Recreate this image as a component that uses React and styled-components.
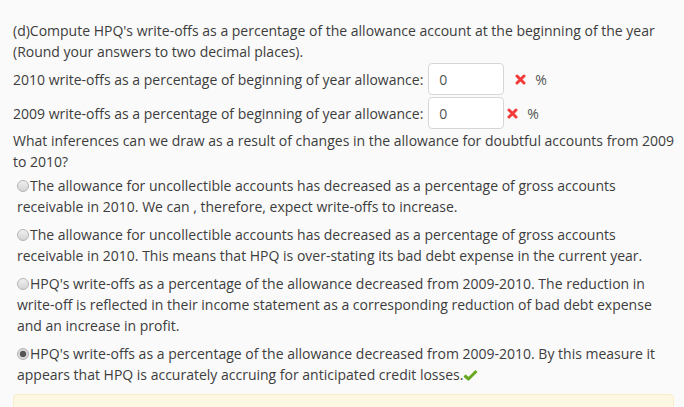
import React from "react";
import styled, { createGlobalStyle } from "styled-components";

const GlobalStyle = createGlobalStyle`
  body {
    margin: 0;
    background: #fafafa;
    font-family: "Open Sans", "Liberation Sans", sans-serif;
    color: #3d3d3d;
  }
`;

const Page = styled.section`
  width: 663px;
  padding: 20px 0 0 13px;
  font-size: 14px;
  line-height: 21px;
`;

const Para = styled.p`
  margin: 0;
`;

const AnswerRow = styled.div`
  display: flex;
  align-items: center;
  height: 34px;
`;

const AnswerInput = styled.div`
  box-sizing: border-box;
  width: 76px;
  height: 32px;
  margin-left: 5px;
  padding-left: 10px;
  display: flex;
  align-items: center;
  background: #fff;
  border: 1px solid #d6d6d6;
  border-radius: 4px;
  color: #555;
`;

const WrongMark = styled.span`
  display: inline-flex;
  margin-left: ${(p) => p.offset}px;
  margin-right: 9px;
`;

const Unit = styled.span`
  color: #555;
`;

const Options = styled.div`
  padding-left: 4px;
  margin-top: 3px;
`;

const Option = styled.div`
  margin-bottom: 7px;
`;

const Radio = styled.span`
  display: inline-block;
  box-sizing: border-box;
  width: 12px;
  height: 12px;
  margin-right: 1px;
  border-radius: 50%;
  vertical-align: -1px;
  border: 1px solid #b4b4b4;
  background: ${(p) =>
    p.checked
      ? "radial-gradient(circle, #555 0 2.8px, #d8d8d8 3.6px)"
      : "linear-gradient(#f0f0f0, #d4d4d4)"};
`;

const Feedback = styled.div`
  width: 659px;
  height: 20px;
  margin-top: 9px;
  background: #fef8e3;
  border: 1px solid #f8eecb;
  border-radius: 4px;
`;

const Cross = () => (
  <svg width="11" height="11" viewBox="0 0 11 11">
    <path d="M2 2L9 9M9 2L2 9" stroke="#f23a3a" strokeWidth="3" strokeLinecap="round" />
  </svg>
);

const Check = () => (
  <svg width="15" height="12" viewBox="0 0 15 12" style={{ verticalAlign: -1 }}>
    <path d="M1.5 6.5L5.5 10L13.5 2" fill="none" stroke="#66a81e" strokeWidth="3" strokeLinejoin="round" />
  </svg>
);

const choices = [
  {
    text: "The allowance for uncollectible accounts has decreased as a percentage of gross accounts receivable in 2010. We can , therefore, expect write-offs to increase.",
  },
  {
    text: "The allowance for uncollectible accounts has decreased as a percentage of gross accounts receivable in 2010. This means that HPQ is over-stating its bad debt expense in the current year.",
  },
  {
    text: "HPQ's write-offs as a percentage of the allowance decreased from 2009-2010. The reduction in write-off is reflected in their income statement as a corresponding reduction of bad debt expense and an increase in profit.",
  },
  {
    text: "HPQ's write-offs as a percentage of the allowance decreased from 2009-2010. By this measure it appears that HPQ is accurately accruing for anticipated credit losses.",
    checked: true,
  },
];

const App = () => {
  return (
    <>
      <GlobalStyle />
      <Page>
        <Para>
          (d)Compute HPQ's write-offs as a percentage of the allowance account at the beginning of the year
          (Round your answers to two decimal places).
        </Para>
        <AnswerRow>
          2010 write-offs as a percentage of beginning of year allowance:
          <AnswerInput>0</AnswerInput>
          <WrongMark offset={11}>
            <Cross />
          </WrongMark>
          <Unit>%</Unit>
        </AnswerRow>
        <AnswerRow>
          2009 write-offs as a percentage of beginning of year allowance:
          <AnswerInput>0</AnswerInput>
          <WrongMark offset={3}>
            <Cross />
          </WrongMark>
          <Unit>%</Unit>
        </AnswerRow>
        <Para>
          What inferences can we draw as a result of changes in the allowance for doubtful accounts from 2009 to 2010?
        </Para>
        <Options>
          {choices.map((c, i) => (
            <Option key={i}>
              <Radio checked={c.checked} />
              {c.text}
              {c.checked && <Check />}
            </Option>
          ))}
        </Options>
        <Feedback />
      </Page>
    </>
  );
};

export default App;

### Exercise task
Copy out the whole listing exactly, and don't carry over any pictures.

### Full answer
Recreate this image as a component that uses React and styled-components.
import React from "react";
import styled, { createGlobalStyle } from "styled-components";

const GlobalStyle = createGlobalStyle`
  body {
    margin: 0;
    background: #fafafa;
    font-family: "Open Sans", "Liberation Sans", sans-serif;
    color: #3d3d3d;
  }
`;

const Page = styled.section`
  width: 663px;
  padding: 20px 0 0 13px;
  font-size: 14px;
  line-height: 21px;
`;

const Para = styled.p`
  margin: 0;
`;

const AnswerRow = styled.div`
  display: flex;
  align-items: center;
  height: 34px;
`;

const AnswerInput = styled.div`
  box-sizing: border-box;
  width: 76px;
  height: 32px;
  margin-left: 5px;
  padding-left: 10px;
  display: flex;
  align-items: center;
  background: #fff;
  border: 1px solid #d6d6d6;
  border-radius: 4px;
  color: #555;
`;

const WrongMark = styled.span`
  display: inline-flex;
  margin-left: ${(p) => p.offset}px;
  margin-right: 9px;
`;

const Unit = styled.span`
  color: #555;
`;

const Options = styled.div`
  padding-left: 4px;
  margin-top: 3px;
`;

const Option = styled.div`
  margin-bottom: 7px;
`;

const Radio = styled.span`
  display: inline-block;
  box-sizing: border-box;
  width: 12px;
  height: 12px;
  margin-right: 1px;
  border-radius: 50%;
  vertical-align: -1px;
  border: 1px solid #b4b4b4;
  background: ${(p) =>
    p.checked
      ? "radial-gradient(circle, #555 0 2.8px, #d8d8d8 3.6px)"
      : "linear-gradient(#f0f0f0, #d4d4d4)"};
`;

const Feedback = styled.div`
  width: 659px;
  height: 20px;
  margin-top: 9px;
  background: #fef8e3;
  border: 1px solid #f8eecb;
  border-radius: 4px;
`;

const Cross = () => (
  <svg width="11" height="11" viewBox="0 0 11 11">
    <path d="M2 2L9 9M9 2L2 9" stroke="#f23a3a" strokeWidth="3" strokeLinecap="round" />
  </svg>
);

const Check = () => (
  <svg width="15" height="12" viewBox="0 0 15 12" style={{ verticalAlign: -1 }}>
    <path d="M1.5 6.5L5.5 10L13.5 2" fill="none" stroke="#66a81e" strokeWidth="3" strokeLinejoin="round" />
  </svg>
);

const choices = [
  {
    text: "The allowance for uncollectible accounts has decreased as a percentage of gross accounts receivable in 2010. We can , therefore, expect write-offs to increase.",
  },
  {
    text: "The allowance for uncollectible accounts has decreased as a percentage of gross accounts receivable in 2010. This means that HPQ is over-stating its bad debt expense in the current year.",
  },
  {
    text: "HPQ's write-offs as a percentage of the allowance decreased from 2009-2010. The reduction in write-off is reflected in their income statement as a corresponding reduction of bad debt expense and an increase in profit.",
  },
  {
    text: "HPQ's write-offs as a percentage of the allowance decreased from 2009-2010. By this measure it appears that HPQ is accurately accruing for anticipated credit losses.",
    checked: true,
  },
];

const App = () => {
  return (
    <>
      <GlobalStyle />
      <Page>
        <Para>
          (d)Compute HPQ's write-offs as a percentage of the allowance account at the beginning of the year
          (Round your answers to two decimal places).
        </Para>
        <AnswerRow>
          2010 write-offs as a percentage of beginning of year allowance:
          <AnswerInput>0</AnswerInput>
          <WrongMark offset={11}>
            <Cross />
          </WrongMark>
          <Unit>%</Unit>
        </AnswerRow>
        <AnswerRow>
          2009 write-offs as a percentage of beginning of year allowance:
          <AnswerInput>0</AnswerInput>
          <WrongMark offset={3}>
            <Cross />
          </WrongMark>
          <Unit>%</Unit>
        </AnswerRow>
        <Para>
          What inferences can we draw as a result of changes in the allowance for doubtful accounts from 2009 to 2010?
        </Para>
        <Options>
          {choices.map((c, i) => (
            <Option key={i}>
              <Radio checked={c.checked} />
              {c.text}
              {c.checked && <Check />}
            </Option>
          ))}
        </Options>
        <Feedback />
      </Page>
    </>
  );
};

export default App;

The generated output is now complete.